How do I calculate friction head loss in my system?

Friction head loss can be calculated using empirical formulas such as the Darcy-Weisbach equation or the Hazen-Williams equation. The Darcy-Weisbach equation is:

H_f = f × (L / D) × (v² / (2 × g))

Where:

  • f: Darcy friction factor (dimensionless)
  • L: Length of the pipe (m)
  • D: Diameter of the pipe (m)
  • v: Velocity of the fluid (m/s)
  • g: Acceleration due to gravity (9.81 m/s²)

The Hazen-Williams equation is simpler and often used for water systems:

H_f = (10.64 × L × Q^1.852) / (C^1.852 × D^4.87)

Where:

  • C: Hazen-Williams roughness coefficient (dimensionless)
  • Q: Flow rate (m³/s)
What is the impact of pump speed on shaft power?

Pump speed directly affects both flow rate and head.

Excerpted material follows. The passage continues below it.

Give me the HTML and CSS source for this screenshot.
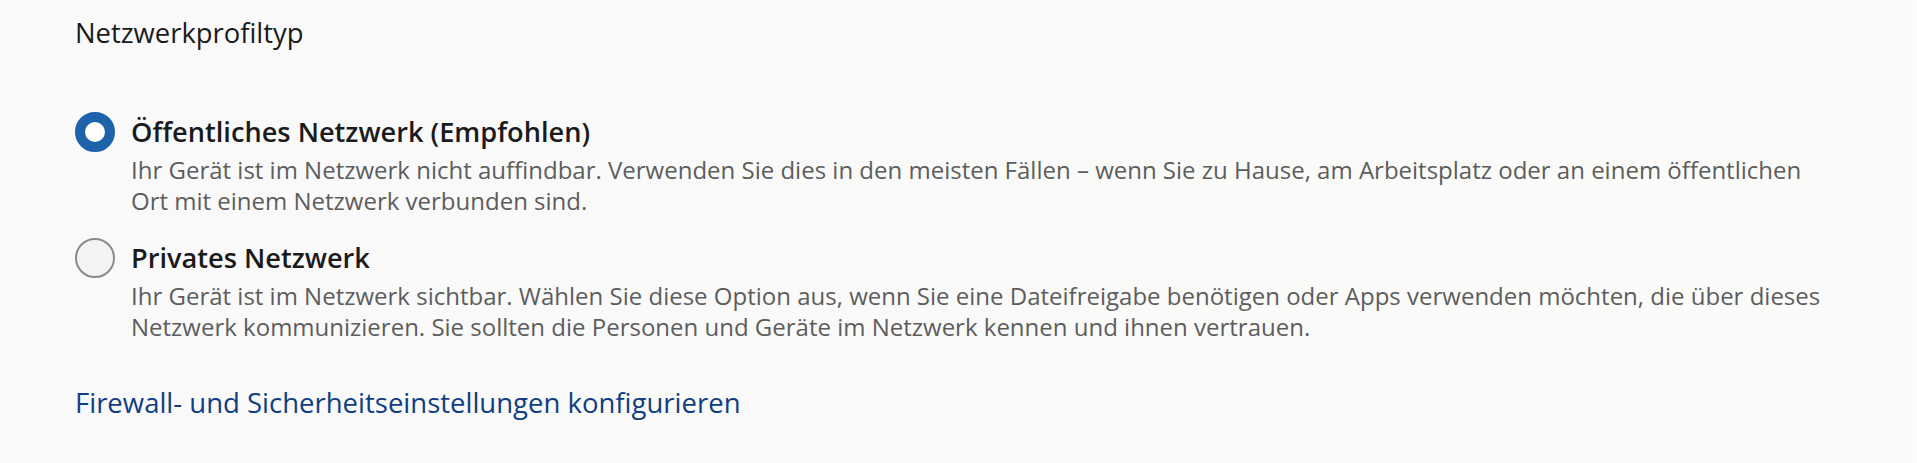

According to the affinity laws for pumps:

  • Flow rate (Q) is directly proportional to pump speed (N): Q ∝ N
  • Head (H) is proportional to the square of pump speed: H ∝ N²
  • Shaft power (P_s) is proportional to the cube of pump speed: P_s ∝ N³

This means that doubling the pump speed will double the flow rate, quadruple the head, and increase the shaft power by a factor of 8. Conversely, reducing the pump speed can significantly reduce power consumption, which is why variable speed drives (VSDs) are often used to improve efficiency.

How can I improve the efficiency of my existing pump system?

Improving the efficiency of an existing pump system can be achieved through several strategies:

  • Upgrade to a Higher-Efficiency Pump: Replace older, less efficient pumps with modern, high-efficiency models.
  • Optimize System Design: Reduce friction losses by using smoother pipes, minimizing bends, and selecting appropriate pipe diameters.
  • Use Variable Speed Drives (VSDs): Adjust the pump speed to match the system demand, reducing energy consumption during low-demand periods.
  • Improve Maintenance Practices: Regularly inspect, clean, and lubricate the pump and system to maintain optimal performance.
  • Right-Size the Pump: Ensure the pump is appropriately sized for the application. Oversized pumps often operate inefficiently.
  • Monitor Performance: Use sensors and monitoring systems to track pump performance and identify inefficiencies.